You may be someone with an A-type personality who loves to travel, and therefore you have an intrinsic need to stay busy and productive, even on vacation.
Especially for those of you who are novices at traveling for work, suddenly being faced with the challenge of keeping up with your work while dashing from one terminal to another, tracking down Internet access, or stumbling your way around an unfamiliar metro area can be daunting.
Any number of obstacles can pop up when you’re traveling. Use these tips to make sure you stay productive away from home.

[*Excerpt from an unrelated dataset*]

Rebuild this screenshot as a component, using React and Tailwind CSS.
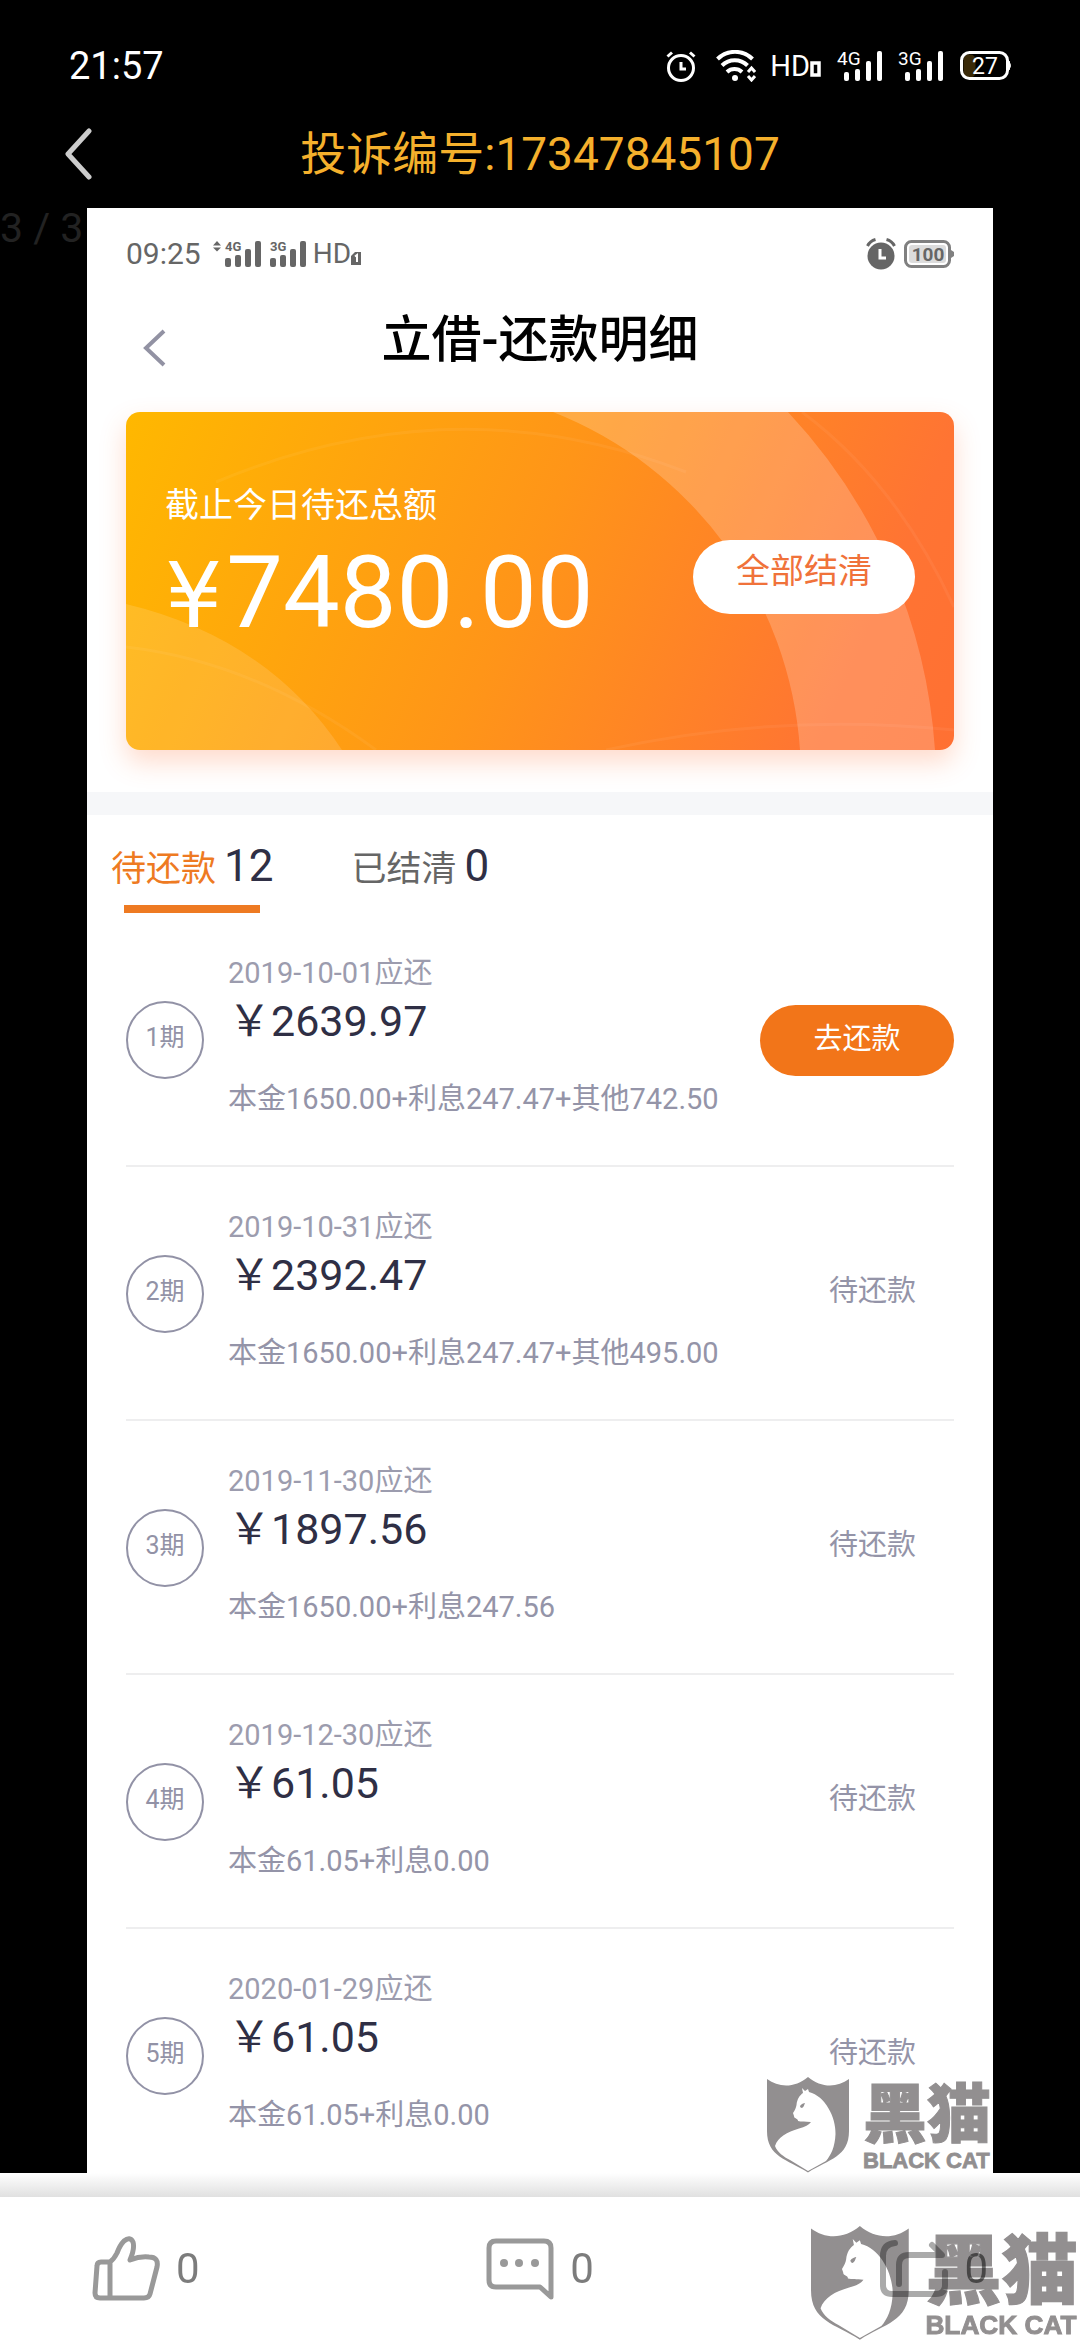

Make Sure You’re Charged and Powered
A battery failure an hour into a five-hour trip can be one of the most frustrating things, especially if you are in the middle of a time-sensitive report or an inspired piece of prose. Or, if your laptop is like one I used to have, the battery only lasts about an hour and a half to begin with. Bring along a back-up power source, such as a charging station, USB charger, solar-powered charger or mobile device battery booster.
Supply Your Own Wi-Fi
Not having internet access is actually my top pet peeve when traveling. Even if you save pages for offline access, download info, and take reference notes, there will always inevitably be something you absolutely need the internet for. When you’re mid-flight or out in the boonies without wifi, the only way to ensure you’re not stuck without internet access for hours is to provide your own. This can be done with several different products such as portable routers or hotspots created via cell phone.
Pack to Be Prepared
You may not be able to book a room in advance and have to stay in a Spartan motel room or even a hostel. Or the number one dreaded travel disaster could occur — your flight could lose your luggage. Always make sure your carry-on has emergency back-up provisions of toiletries, a change of clothes, and whatever essentials you must have that help you stay productive.
Research Your Destination Beforehand
Get to know where stores, shops and business stops on your to-do list are, especially in proximity to each other. For leisure or downtime, plan “you time” by researching nearby restaurants, theaters, art and museum exhibits, or options for fitness. If you’re on vacation, you can easily spend hours meandering and peeking into doors and windows without making any decisions about where to go and what to do, when you could have gone to two or three places during that time, if you had known what was available ahead of time. Have at least some idea of your destination’s layout and amenities and you’ll make optimal use of your time and surroundings.
Don’t Neglect Emotional Needs
If you travel extremely frequently or for long stretches of time, it can get lonely. You move from place to place, always surrounded by strangers, working all day and spending nights by yourself. It’s totally human for anyone to feel isolated after a while. Keep in touch with friends and family via Skype or Facetime. Even chatting online or on the phone with your sister, brother or bestie when you can’t make a video call can help pacify you emotionally during your travel.
Exercise & Stay Active
There’s always a way to be active or work out while you’re traveling. Destination research also helps in this regard, so you know ahead of time where the closest gym, biking or running routes are. If you want to be even more immersed, research times and locations of local fitness classes, and go to a Zumba or power yoga class.
Network and Meet New People
Most avid travelers are not afraid of striking up conversations with strangers. You never know when you’ll be in the right place at the right time – talking to the right person. International face-to-face networking is irreplaceable and can lead to friendships, opportunities, job offers, sales, free stuff — or even just a really memorable time.
Prepare Beforehand to be as Productive As Possible
You know those automated emails you get when the person you emailed is on vacation? This is a minor but effective way to prepare yourself and others for your absence and your return. That automated message — impersonal but necessary — usually cuts way down on the amount of emails you have to answer upon your return. Be proactive and do whatever is possible to lessen your workload when you get back.
I previously mentioned losing luggage was the number one biggest travel stressor. Other top-voted travel pains include no internet connection, delays, uncomfortable travel seats and bad flight times. If you implement the above suggestions, even if any of those happen, you should be undaunted and prepared for an enjoyable trip.